During Spring 1998 in Richmond and Westmoreland Counties, Virginia, programs of household water quality education, which included water sampling, testing, and diagnosis, were conducted. Participation in the water quality programs was made available to any resident of these two counties who utilized a private, individual water supply. During the course of the projects, 135 households submitted water samples which were analyzed for iron, manganese, hardness, sulfate, chloride, fluoride, total dissolved solids, pH, saturation index, copper, sodium, nitrate, and total coliform and E. coli bacteria. These analyses identified the major household water quality problems in these two counties as iron/manganese, corrosivity, and bacteria. Additionally, a number of samples were determined to have concentrations of sodium and nitrate high enough to possibly lead to health complications for at-risk segments of the population.
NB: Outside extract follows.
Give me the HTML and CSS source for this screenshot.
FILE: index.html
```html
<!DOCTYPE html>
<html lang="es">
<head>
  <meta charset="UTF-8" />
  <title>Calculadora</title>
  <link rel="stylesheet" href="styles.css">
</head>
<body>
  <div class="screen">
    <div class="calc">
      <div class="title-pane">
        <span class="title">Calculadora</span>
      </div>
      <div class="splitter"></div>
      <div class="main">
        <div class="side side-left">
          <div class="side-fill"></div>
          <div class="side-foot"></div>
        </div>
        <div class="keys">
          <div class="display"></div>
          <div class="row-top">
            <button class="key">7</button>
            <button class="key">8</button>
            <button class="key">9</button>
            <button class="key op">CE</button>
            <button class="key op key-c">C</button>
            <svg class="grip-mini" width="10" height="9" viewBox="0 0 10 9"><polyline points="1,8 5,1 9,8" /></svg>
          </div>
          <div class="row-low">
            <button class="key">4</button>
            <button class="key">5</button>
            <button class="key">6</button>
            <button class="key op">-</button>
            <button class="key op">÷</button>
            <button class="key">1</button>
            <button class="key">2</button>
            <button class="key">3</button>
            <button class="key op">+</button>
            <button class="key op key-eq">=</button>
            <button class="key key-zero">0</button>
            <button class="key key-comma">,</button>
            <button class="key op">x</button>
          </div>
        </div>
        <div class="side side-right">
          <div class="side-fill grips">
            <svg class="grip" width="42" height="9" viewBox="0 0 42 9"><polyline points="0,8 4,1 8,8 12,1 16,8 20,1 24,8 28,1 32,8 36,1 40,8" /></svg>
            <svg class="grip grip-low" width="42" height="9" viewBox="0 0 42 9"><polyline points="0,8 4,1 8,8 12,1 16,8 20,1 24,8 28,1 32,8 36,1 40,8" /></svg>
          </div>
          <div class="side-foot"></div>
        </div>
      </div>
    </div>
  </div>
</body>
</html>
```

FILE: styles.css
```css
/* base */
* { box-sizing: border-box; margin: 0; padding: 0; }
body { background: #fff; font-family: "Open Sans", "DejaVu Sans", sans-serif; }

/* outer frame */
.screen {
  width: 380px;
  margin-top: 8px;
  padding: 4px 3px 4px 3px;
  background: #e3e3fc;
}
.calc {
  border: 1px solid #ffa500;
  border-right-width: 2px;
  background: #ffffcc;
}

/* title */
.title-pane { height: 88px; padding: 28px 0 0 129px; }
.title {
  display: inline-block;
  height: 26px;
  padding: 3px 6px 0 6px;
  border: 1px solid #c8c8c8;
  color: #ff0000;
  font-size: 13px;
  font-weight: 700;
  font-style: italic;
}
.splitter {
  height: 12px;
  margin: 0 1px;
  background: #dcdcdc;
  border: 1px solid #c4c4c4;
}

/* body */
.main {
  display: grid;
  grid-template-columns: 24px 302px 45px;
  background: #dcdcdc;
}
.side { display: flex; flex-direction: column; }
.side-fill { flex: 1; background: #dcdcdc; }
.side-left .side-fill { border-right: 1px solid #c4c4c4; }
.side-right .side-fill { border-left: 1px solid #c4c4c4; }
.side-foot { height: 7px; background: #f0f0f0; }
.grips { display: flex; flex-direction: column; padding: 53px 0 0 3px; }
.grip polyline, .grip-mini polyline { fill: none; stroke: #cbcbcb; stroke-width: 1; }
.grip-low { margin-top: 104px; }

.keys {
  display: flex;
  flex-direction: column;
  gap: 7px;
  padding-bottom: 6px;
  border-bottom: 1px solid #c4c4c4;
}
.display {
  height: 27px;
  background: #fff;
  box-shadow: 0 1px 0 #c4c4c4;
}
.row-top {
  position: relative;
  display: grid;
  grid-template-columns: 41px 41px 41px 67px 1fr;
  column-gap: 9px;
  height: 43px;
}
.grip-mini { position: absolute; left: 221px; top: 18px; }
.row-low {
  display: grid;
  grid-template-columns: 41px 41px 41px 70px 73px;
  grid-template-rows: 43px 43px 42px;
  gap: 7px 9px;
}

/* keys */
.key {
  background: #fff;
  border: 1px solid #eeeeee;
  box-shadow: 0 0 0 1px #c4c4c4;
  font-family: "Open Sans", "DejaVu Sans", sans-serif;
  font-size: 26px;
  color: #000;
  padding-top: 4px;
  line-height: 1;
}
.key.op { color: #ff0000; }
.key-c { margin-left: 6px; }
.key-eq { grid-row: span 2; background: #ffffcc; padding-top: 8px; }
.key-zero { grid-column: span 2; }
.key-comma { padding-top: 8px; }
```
After the completion of the general water testing program, water supplies from 7 households were resampled for the testing of 23 pesticides and other chemical compounds. None of the samples had a concentration of any of these contaminants exceeding EPA Health Advisory of Maximum Contaminant Levels. Furthermore, a total of only four detections were observed, all of which were trifluralin.

Following completion of the programs, a survey was mailed to the 135 participants. Forty participants returned survey forms on which they identified their reason( s) for participating in such a program; the primary reason was concern about safety of their water supply. Returned survey forms also provided insight into measures participants had already taken, or planned to take, to improve the quality of their water supply. More than one-half of the households who reported having at least one water quality problem had taken, or planned to take, at least one measure to improve the quality of their water supply. Ten percent or more of all participants had taken, or planned to take, one or more of the following actions: use bottled water for drinking/cooking and shock chlorinate the water system.